**Data lines:**
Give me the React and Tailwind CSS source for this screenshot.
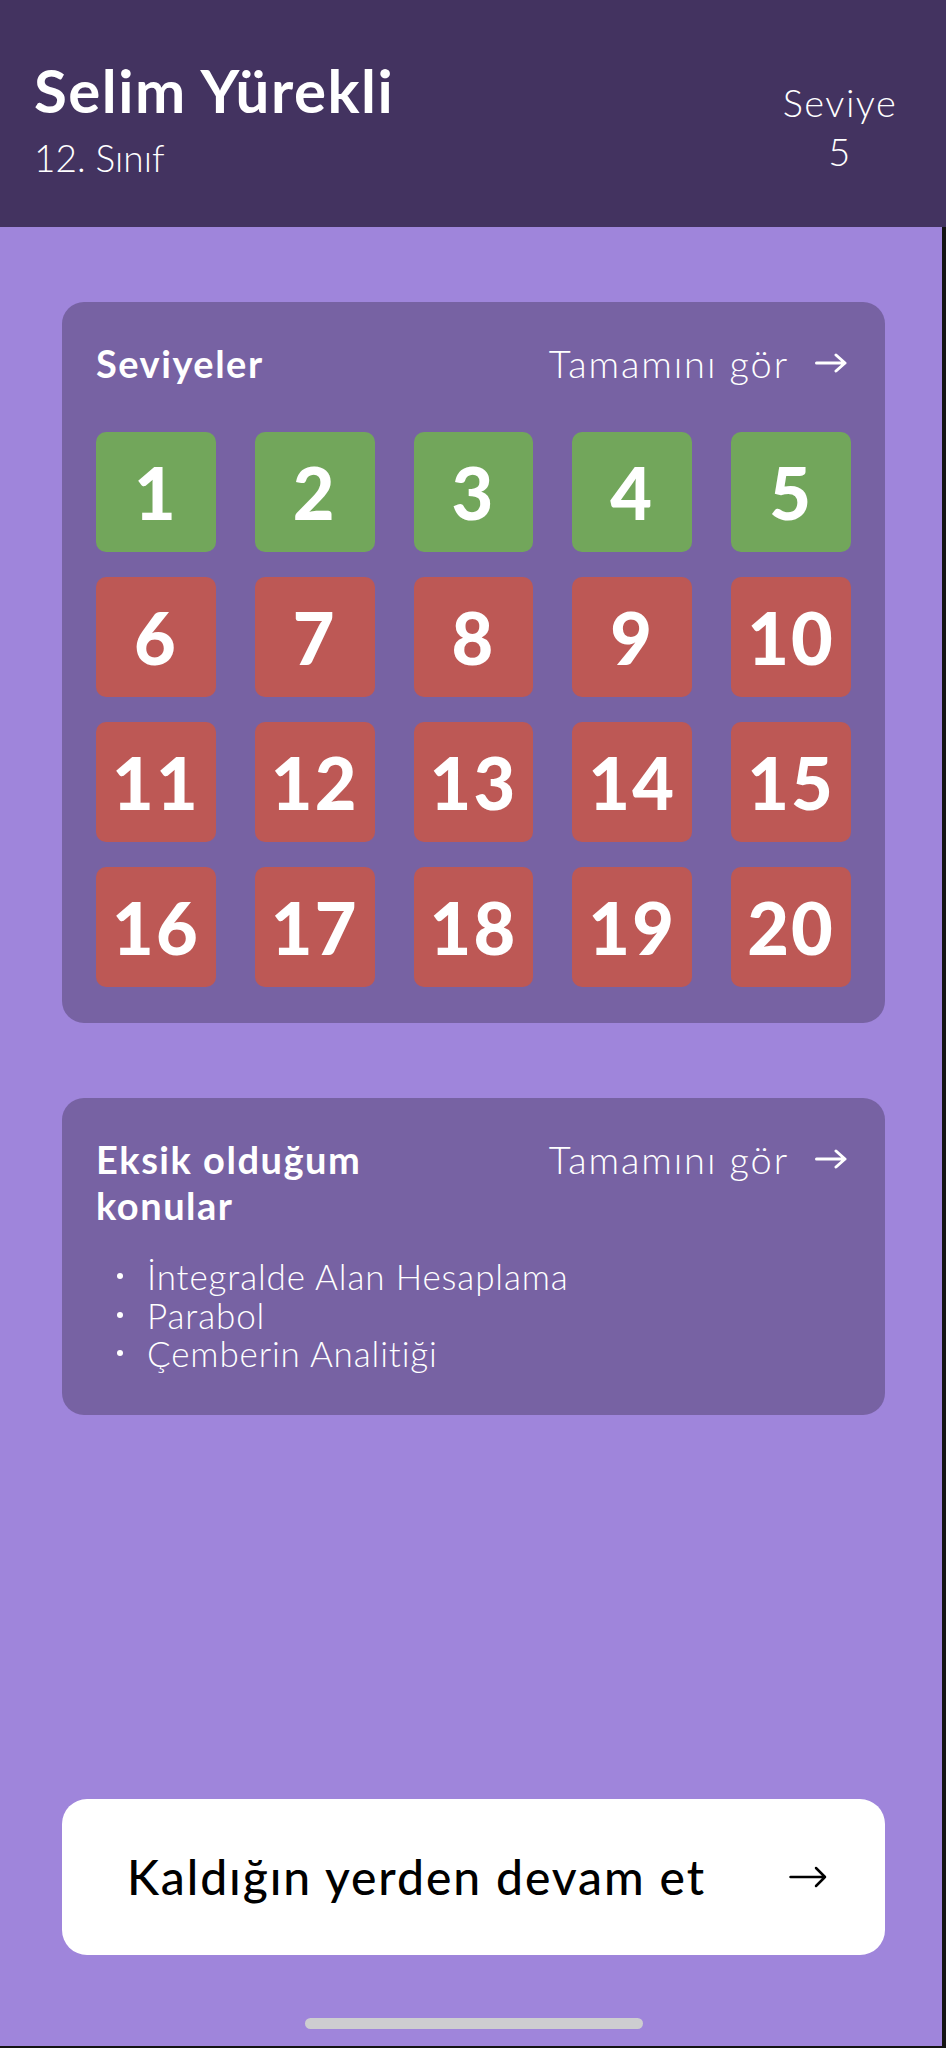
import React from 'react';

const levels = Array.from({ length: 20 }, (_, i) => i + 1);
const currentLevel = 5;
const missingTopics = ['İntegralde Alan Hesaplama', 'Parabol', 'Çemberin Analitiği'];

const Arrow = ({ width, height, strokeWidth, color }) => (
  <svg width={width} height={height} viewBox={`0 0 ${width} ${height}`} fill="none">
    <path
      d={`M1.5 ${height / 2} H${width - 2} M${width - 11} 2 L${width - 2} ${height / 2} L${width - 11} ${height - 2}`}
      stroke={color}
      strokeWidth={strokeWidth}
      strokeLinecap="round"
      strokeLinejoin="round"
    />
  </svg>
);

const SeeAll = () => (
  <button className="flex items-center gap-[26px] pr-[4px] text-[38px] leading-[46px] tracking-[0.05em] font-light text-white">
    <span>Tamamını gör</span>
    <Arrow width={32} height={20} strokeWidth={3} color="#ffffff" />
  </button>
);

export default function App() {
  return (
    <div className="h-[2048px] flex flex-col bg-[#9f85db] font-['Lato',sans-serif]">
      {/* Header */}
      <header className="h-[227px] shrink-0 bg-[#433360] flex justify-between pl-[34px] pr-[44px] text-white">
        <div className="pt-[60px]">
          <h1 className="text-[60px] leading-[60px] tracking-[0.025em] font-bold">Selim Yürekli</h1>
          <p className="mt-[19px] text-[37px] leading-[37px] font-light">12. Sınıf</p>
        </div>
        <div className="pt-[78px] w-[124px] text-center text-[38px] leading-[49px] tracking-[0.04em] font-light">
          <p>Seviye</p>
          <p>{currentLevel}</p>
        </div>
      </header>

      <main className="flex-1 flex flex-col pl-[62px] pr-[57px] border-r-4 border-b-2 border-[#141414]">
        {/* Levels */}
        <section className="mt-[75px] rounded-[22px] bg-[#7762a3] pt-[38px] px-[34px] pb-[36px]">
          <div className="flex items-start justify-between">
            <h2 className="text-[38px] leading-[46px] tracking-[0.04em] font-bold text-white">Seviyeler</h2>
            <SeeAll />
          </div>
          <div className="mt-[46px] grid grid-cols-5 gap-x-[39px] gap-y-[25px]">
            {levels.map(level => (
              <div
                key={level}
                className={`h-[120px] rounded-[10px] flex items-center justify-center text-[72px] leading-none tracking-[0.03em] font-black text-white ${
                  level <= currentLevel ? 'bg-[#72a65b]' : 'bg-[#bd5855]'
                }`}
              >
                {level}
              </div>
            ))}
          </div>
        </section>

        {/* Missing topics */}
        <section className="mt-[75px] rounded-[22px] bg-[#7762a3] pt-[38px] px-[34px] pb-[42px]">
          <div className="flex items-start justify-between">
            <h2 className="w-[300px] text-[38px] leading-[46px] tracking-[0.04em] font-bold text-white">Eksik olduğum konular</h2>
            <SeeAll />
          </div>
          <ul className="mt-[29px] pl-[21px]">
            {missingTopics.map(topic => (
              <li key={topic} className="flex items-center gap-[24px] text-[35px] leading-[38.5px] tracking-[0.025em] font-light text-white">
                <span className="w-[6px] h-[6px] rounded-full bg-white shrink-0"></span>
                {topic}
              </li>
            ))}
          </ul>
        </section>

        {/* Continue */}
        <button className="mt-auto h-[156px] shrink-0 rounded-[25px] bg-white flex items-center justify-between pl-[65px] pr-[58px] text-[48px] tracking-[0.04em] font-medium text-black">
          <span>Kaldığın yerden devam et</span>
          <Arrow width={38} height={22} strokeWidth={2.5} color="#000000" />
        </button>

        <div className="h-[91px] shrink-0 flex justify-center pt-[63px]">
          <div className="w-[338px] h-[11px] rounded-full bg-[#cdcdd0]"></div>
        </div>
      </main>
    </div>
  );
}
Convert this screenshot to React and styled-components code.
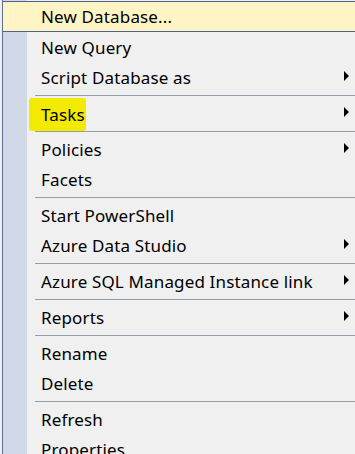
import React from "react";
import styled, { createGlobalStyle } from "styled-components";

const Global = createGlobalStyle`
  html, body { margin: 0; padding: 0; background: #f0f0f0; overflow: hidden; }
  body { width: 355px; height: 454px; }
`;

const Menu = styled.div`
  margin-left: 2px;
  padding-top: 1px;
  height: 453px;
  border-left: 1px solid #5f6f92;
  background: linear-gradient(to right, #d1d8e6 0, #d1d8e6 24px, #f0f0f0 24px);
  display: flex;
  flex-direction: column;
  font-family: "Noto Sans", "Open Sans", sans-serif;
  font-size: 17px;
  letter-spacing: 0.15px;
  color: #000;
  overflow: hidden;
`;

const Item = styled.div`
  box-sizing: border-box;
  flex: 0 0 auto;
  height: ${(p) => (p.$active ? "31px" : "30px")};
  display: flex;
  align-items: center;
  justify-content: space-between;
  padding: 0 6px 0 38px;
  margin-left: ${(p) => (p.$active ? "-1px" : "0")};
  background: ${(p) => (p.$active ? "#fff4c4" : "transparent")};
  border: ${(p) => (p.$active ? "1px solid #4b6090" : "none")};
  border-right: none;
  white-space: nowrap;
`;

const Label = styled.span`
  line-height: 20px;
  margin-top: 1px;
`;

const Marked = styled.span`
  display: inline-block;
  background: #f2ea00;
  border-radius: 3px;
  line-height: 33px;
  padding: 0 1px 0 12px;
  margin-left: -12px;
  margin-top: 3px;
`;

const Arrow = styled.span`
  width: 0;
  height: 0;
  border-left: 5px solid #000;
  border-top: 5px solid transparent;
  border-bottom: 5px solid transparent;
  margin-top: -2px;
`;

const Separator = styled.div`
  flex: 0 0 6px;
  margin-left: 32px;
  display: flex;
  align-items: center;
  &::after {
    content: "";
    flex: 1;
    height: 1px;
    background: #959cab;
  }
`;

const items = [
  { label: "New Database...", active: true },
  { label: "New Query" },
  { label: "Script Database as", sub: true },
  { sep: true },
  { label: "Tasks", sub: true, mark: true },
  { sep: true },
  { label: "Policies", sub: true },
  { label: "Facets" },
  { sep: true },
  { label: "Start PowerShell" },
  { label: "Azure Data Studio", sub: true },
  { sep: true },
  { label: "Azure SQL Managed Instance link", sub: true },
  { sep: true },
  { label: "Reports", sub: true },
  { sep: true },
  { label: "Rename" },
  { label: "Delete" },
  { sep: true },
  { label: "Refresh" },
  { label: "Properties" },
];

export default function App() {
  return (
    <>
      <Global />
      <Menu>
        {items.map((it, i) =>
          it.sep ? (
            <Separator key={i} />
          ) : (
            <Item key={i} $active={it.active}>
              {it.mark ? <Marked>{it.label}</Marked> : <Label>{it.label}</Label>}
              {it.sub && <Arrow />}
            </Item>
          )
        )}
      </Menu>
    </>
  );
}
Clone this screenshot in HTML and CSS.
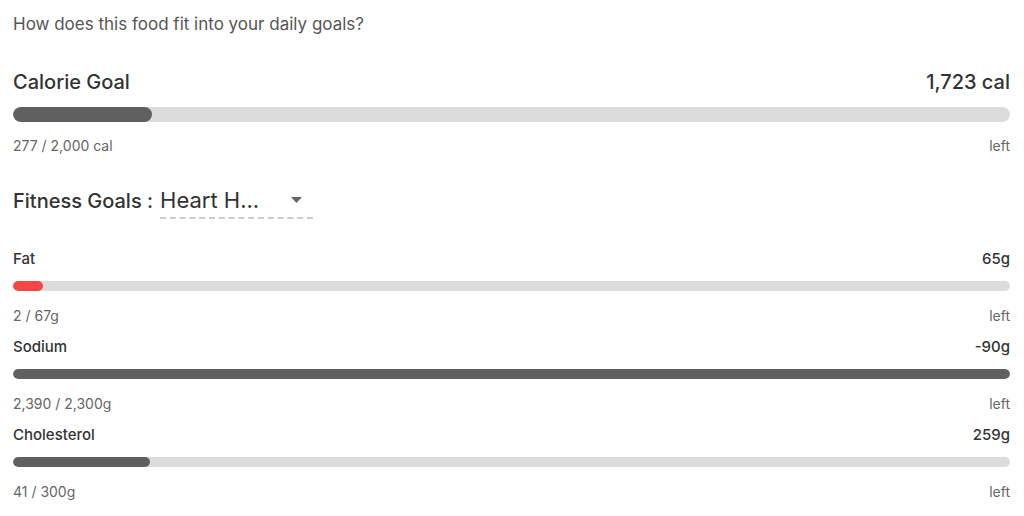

**Description of the task:** Repeat the records above exactly, leaving out the pictures.

**Output of the exercise:**
Give me the React and Tailwind CSS source for this screenshot.
import React from 'react';

const levels = Array.from({ length: 20 }, (_, i) => i + 1);
const currentLevel = 5;
const missingTopics = ['İntegralde Alan Hesaplama', 'Parabol', 'Çemberin Analitiği'];

const Arrow = ({ width, height, strokeWidth, color }) => (
  <svg width={width} height={height} viewBox={`0 0 ${width} ${height}`} fill="none">
    <path
      d={`M1.5 ${height / 2} H${width - 2} M${width - 11} 2 L${width - 2} ${height / 2} L${width - 11} ${height - 2}`}
      stroke={color}
      strokeWidth={strokeWidth}
      strokeLinecap="round"
      strokeLinejoin="round"
    />
  </svg>
);

const SeeAll = () => (
  <button className="flex items-center gap-[26px] pr-[4px] text-[38px] leading-[46px] tracking-[0.05em] font-light text-white">
    <span>Tamamını gör</span>
    <Arrow width={32} height={20} strokeWidth={3} color="#ffffff" />
  </button>
);

export default function App() {
  return (
    <div className="h-[2048px] flex flex-col bg-[#9f85db] font-['Lato',sans-serif]">
      {/* Header */}
      <header className="h-[227px] shrink-0 bg-[#433360] flex justify-between pl-[34px] pr-[44px] text-white">
        <div className="pt-[60px]">
          <h1 className="text-[60px] leading-[60px] tracking-[0.025em] font-bold">Selim Yürekli</h1>
          <p className="mt-[19px] text-[37px] leading-[37px] font-light">12. Sınıf</p>
        </div>
        <div className="pt-[78px] w-[124px] text-center text-[38px] leading-[49px] tracking-[0.04em] font-light">
          <p>Seviye</p>
          <p>{currentLevel}</p>
        </div>
      </header>

      <main className="flex-1 flex flex-col pl-[62px] pr-[57px] border-r-4 border-b-2 border-[#141414]">
        {/* Levels */}
        <section className="mt-[75px] rounded-[22px] bg-[#7762a3] pt-[38px] px-[34px] pb-[36px]">
          <div className="flex items-start justify-between">
            <h2 className="text-[38px] leading-[46px] tracking-[0.04em] font-bold text-white">Seviyeler</h2>
            <SeeAll />
          </div>
          <div className="mt-[46px] grid grid-cols-5 gap-x-[39px] gap-y-[25px]">
            {levels.map(level => (
              <div
                key={level}
                className={`h-[120px] rounded-[10px] flex items-center justify-center text-[72px] leading-none tracking-[0.03em] font-black text-white ${
                  level <= currentLevel ? 'bg-[#72a65b]' : 'bg-[#bd5855]'
                }`}
              >
                {level}
              </div>
            ))}
          </div>
        </section>

        {/* Missing topics */}
        <section className="mt-[75px] rounded-[22px] bg-[#7762a3] pt-[38px] px-[34px] pb-[42px]">
          <div className="flex items-start justify-between">
            <h2 className="w-[300px] text-[38px] leading-[46px] tracking-[0.04em] font-bold text-white">Eksik olduğum konular</h2>
            <SeeAll />
          </div>
          <ul className="mt-[29px] pl-[21px]">
            {missingTopics.map(topic => (
              <li key={topic} className="flex items-center gap-[24px] text-[35px] leading-[38.5px] tracking-[0.025em] font-light text-white">
                <span className="w-[6px] h-[6px] rounded-full bg-white shrink-0"></span>
                {topic}
              </li>
            ))}
          </ul>
        </section>

        {/* Continue */}
        <button className="mt-auto h-[156px] shrink-0 rounded-[25px] bg-white flex items-center justify-between pl-[65px] pr-[58px] text-[48px] tracking-[0.04em] font-medium text-black">
          <span>Kaldığın yerden devam et</span>
          <Arrow width={38} height={22} strokeWidth={2.5} color="#000000" />
        </button>

        <div className="h-[91px] shrink-0 flex justify-center pt-[63px]">
          <div className="w-[338px] h-[11px] rounded-full bg-[#cdcdd0]"></div>
        </div>
      </main>
    </div>
  );
}
Convert this screenshot to React and styled-components code.
import React from "react";
import styled, { createGlobalStyle } from "styled-components";

const Global = createGlobalStyle`
  html, body { margin: 0; padding: 0; background: #f0f0f0; overflow: hidden; }
  body { width: 355px; height: 454px; }
`;

const Menu = styled.div`
  margin-left: 2px;
  padding-top: 1px;
  height: 453px;
  border-left: 1px solid #5f6f92;
  background: linear-gradient(to right, #d1d8e6 0, #d1d8e6 24px, #f0f0f0 24px);
  display: flex;
  flex-direction: column;
  font-family: "Noto Sans", "Open Sans", sans-serif;
  font-size: 17px;
  letter-spacing: 0.15px;
  color: #000;
  overflow: hidden;
`;

const Item = styled.div`
  box-sizing: border-box;
  flex: 0 0 auto;
  height: ${(p) => (p.$active ? "31px" : "30px")};
  display: flex;
  align-items: center;
  justify-content: space-between;
  padding: 0 6px 0 38px;
  margin-left: ${(p) => (p.$active ? "-1px" : "0")};
  background: ${(p) => (p.$active ? "#fff4c4" : "transparent")};
  border: ${(p) => (p.$active ? "1px solid #4b6090" : "none")};
  border-right: none;
  white-space: nowrap;
`;

const Label = styled.span`
  line-height: 20px;
  margin-top: 1px;
`;

const Marked = styled.span`
  display: inline-block;
  background: #f2ea00;
  border-radius: 3px;
  line-height: 33px;
  padding: 0 1px 0 12px;
  margin-left: -12px;
  margin-top: 3px;
`;

const Arrow = styled.span`
  width: 0;
  height: 0;
  border-left: 5px solid #000;
  border-top: 5px solid transparent;
  border-bottom: 5px solid transparent;
  margin-top: -2px;
`;

const Separator = styled.div`
  flex: 0 0 6px;
  margin-left: 32px;
  display: flex;
  align-items: center;
  &::after {
    content: "";
    flex: 1;
    height: 1px;
    background: #959cab;
  }
`;

const items = [
  { label: "New Database...", active: true },
  { label: "New Query" },
  { label: "Script Database as", sub: true },
  { sep: true },
  { label: "Tasks", sub: true, mark: true },
  { sep: true },
  { label: "Policies", sub: true },
  { label: "Facets" },
  { sep: true },
  { label: "Start PowerShell" },
  { label: "Azure Data Studio", sub: true },
  { sep: true },
  { label: "Azure SQL Managed Instance link", sub: true },
  { sep: true },
  { label: "Reports", sub: true },
  { sep: true },
  { label: "Rename" },
  { label: "Delete" },
  { sep: true },
  { label: "Refresh" },
  { label: "Properties" },
];

export default function App() {
  return (
    <>
      <Global />
      <Menu>
        {items.map((it, i) =>
          it.sep ? (
            <Separator key={i} />
          ) : (
            <Item key={i} $active={it.active}>
              {it.mark ? <Marked>{it.label}</Marked> : <Label>{it.label}</Label>}
              {it.sub && <Arrow />}
            </Item>
          )
        )}
      </Menu>
    </>
  );
}
Clone this screenshot in HTML and CSS.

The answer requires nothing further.